Qualquer que seja o regime de bens escolhido, tanto o marido como a mulher poderão livremente praticar todos os atos de disposição e de administração necessários ao desempenho de sua profissão, exceto alienar ou gravar com ônus real bem imóvel, administrar os bens próprios, desobrigar ou reivindicar os imóveis que tenham sido gravados ou alienados sem o seu consentimento ou suprimento judicial, demandar rescisão de contratos de fiança e doação ou invalidação do aval realizados pelo outro cônjuge ao concubino se provar que não foram adquiridos pelo esforço comum deles, se o casal estiver separado de fato por mais de cinco anos.

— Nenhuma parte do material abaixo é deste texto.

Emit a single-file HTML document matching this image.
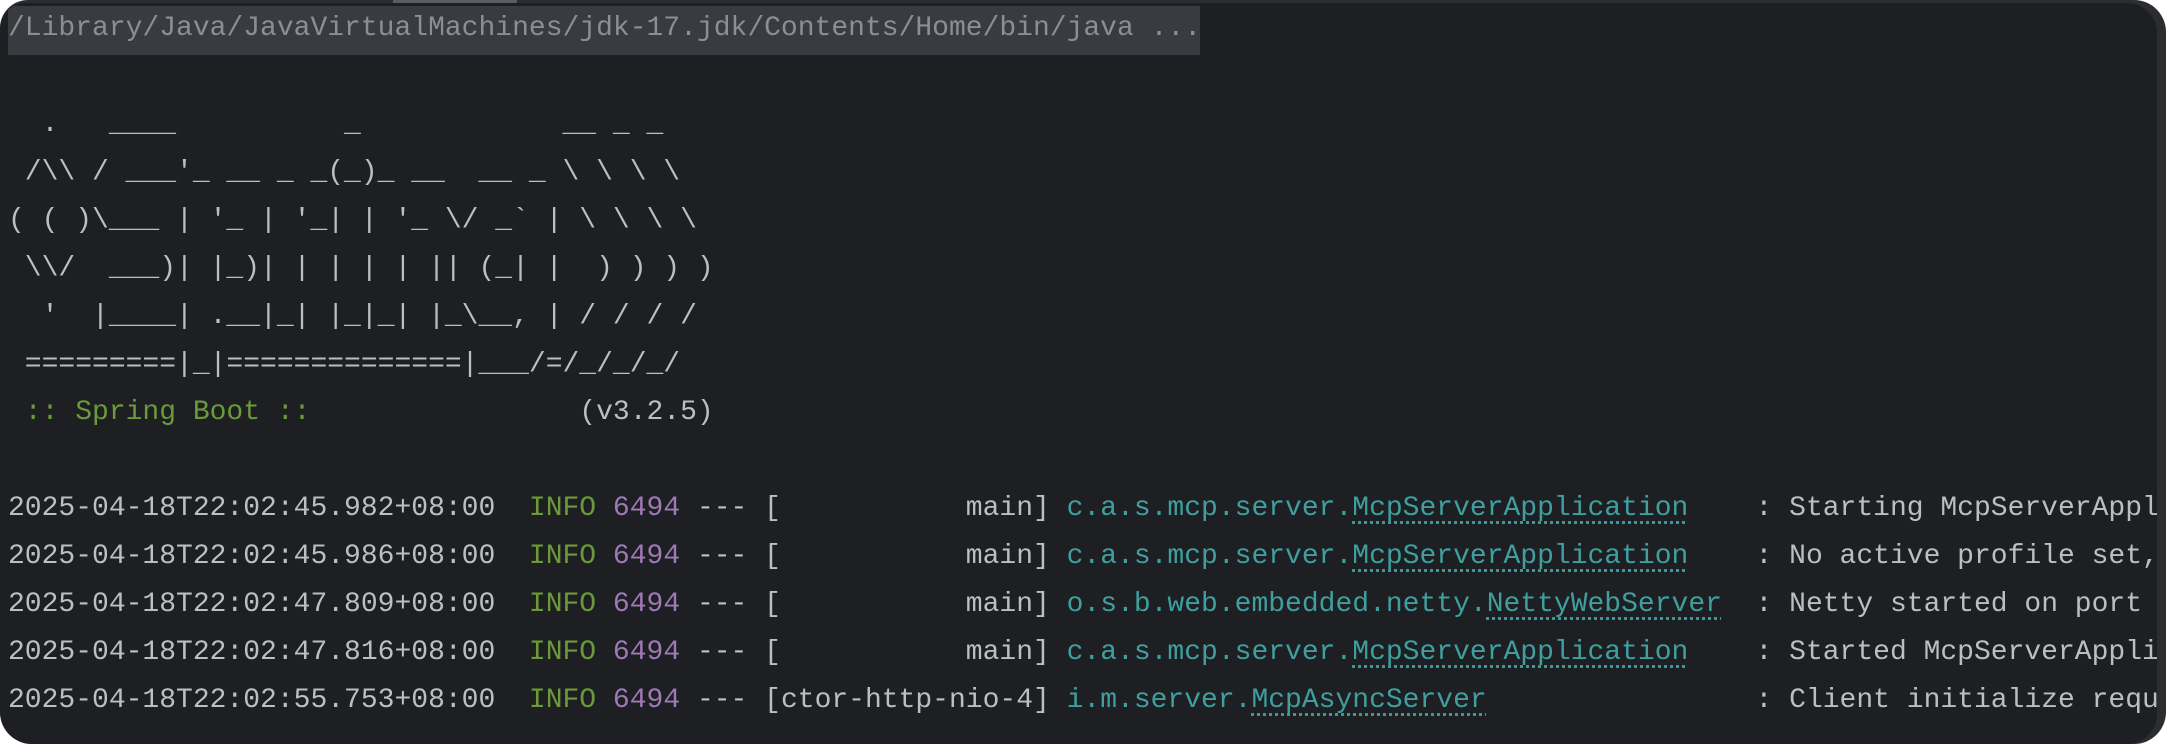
<!DOCTYPE html>
<html><head><meta charset="utf-8"><style>
html,body{margin:0;padding:0;background:#fff;width:2166px;height:744px;overflow:hidden}
.win{position:absolute;left:0;top:0;width:2166px;height:744px;background:#2b2d30;border-radius:28px 32px 32px 32px;overflow:hidden}
.inner{position:absolute;left:0;top:3px;width:2157px;height:741px;background:#1e1f22;border-radius:26px 30px 30px 30px;overflow:hidden}
.tab{position:absolute;left:393px;top:0;width:124px;height:3px;background:#5a5d63}
.hdr{position:absolute;left:8px;top:3px;width:1192px;height:49px;background:#393b40}
pre{position:absolute;left:8px;top:2px;margin:0;font-family:"Liberation Mono",monospace;font-size:28px;line-height:48px;color:#bcbec4;white-space:pre}
.h{color:#8c8e94}
.g{color:#6a9a3a}
.p{color:#9f78b8}
.t{color:#3f9f9f}
.u{text-decoration:underline dotted #3f9f9f;text-underline-offset:6px}
</style></head><body>
<div class="win"><div class="inner">
<div class="hdr"></div>
<pre><span class="h">/Library/Java/JavaVirtualMachines/jdk-17.jdk/Contents/Home/bin/java ...</span>

  .   ____          _            __ _ _
 /\\ / ___'_ __ _ _(_)_ __  __ _ \ \ \ \
( ( )\___ | '_ | '_| | '_ \/ _` | \ \ \ \
 \\/  ___)| |_)| | | | | || (_| |  ) ) ) )
  '  |____| .__|_| |_|_| |_\__, | / / / /
 =========|_|==============|___/=/_/_/_/
<span class="g"> :: Spring Boot ::</span>                (v3.2.5)

2025-04-18T22:02:45.982+08:00  <span class="g">INFO</span> <span class="p">6494</span> --- [           main] <span class="t">c.a.s.mcp.server.<span class="u">McpServerApplication</span></span>    : Starting McpServerApplication using Java
2025-04-18T22:02:45.986+08:00  <span class="g">INFO</span> <span class="p">6494</span> --- [           main] <span class="t">c.a.s.mcp.server.<span class="u">McpServerApplication</span></span>    : No active profile set, falling back
2025-04-18T22:02:47.809+08:00  <span class="g">INFO</span> <span class="p">6494</span> --- [           main] <span class="t">o.s.b.web.embedded.netty.<span class="u">NettyWebServer</span></span>  : Netty started on port 8080
2025-04-18T22:02:47.816+08:00  <span class="g">INFO</span> <span class="p">6494</span> --- [           main] <span class="t">c.a.s.mcp.server.<span class="u">McpServerApplication</span></span>    : Started McpServerApplication in
2025-04-18T22:02:55.753+08:00  <span class="g">INFO</span> <span class="p">6494</span> --- [ctor-http-nio-4] <span class="t">i.m.server.<span class="u">McpAsyncServer</span></span>                : Client initialize request</pre>
</div><div class="tab"></div></div>
</body></html>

Não depende de autorização do outro cônjuge a compra das coisas necessárias à economia doméstica, ainda que seja feita a crédito, e a obtenção de empréstimo que a aquisição dessas coisas exija. Para o pagamento dessas dívidas, os cônjuges serão solidariamente responsáveis.
Excetuada a hipótese de casamento realizado sob o regime de separação absoluta de bens, não poderão os cônjuges, sem a autorização do outro, alienar ou gravar com ônus real imóvel, conforme mencionado anteriormente, e também demandar em juízo sobre esses bens ou direitos, prestar fiança ou aval, fazer doação de bens comuns. As doações feitas aos filhos quando casarem ou estabelecerem economia separada são consideradas válidas.
A falta de autorização de um dos cônjuges, sem motivo justo, poderá ser suprida judicialmente e, nesse caso, o ato será anulável até dois anos após o fim da sociedade conjugal. A aprovação posterior poderá validar esse ato, desde que feita por instrumento público ou particular autenticado. Além disso, a decretação da nulidade do ato só poderá ser pleiteada pelo cônjuge, a quem cabia autorizar, ou por seus herdeiros.
Assim, caberá ao interessado melhor analisar as novas disposições gerais conjuntamente com os regramentos específicos de cada regime, para que possa escolher aquele que melhor se adequa às suas necessidades pessoais.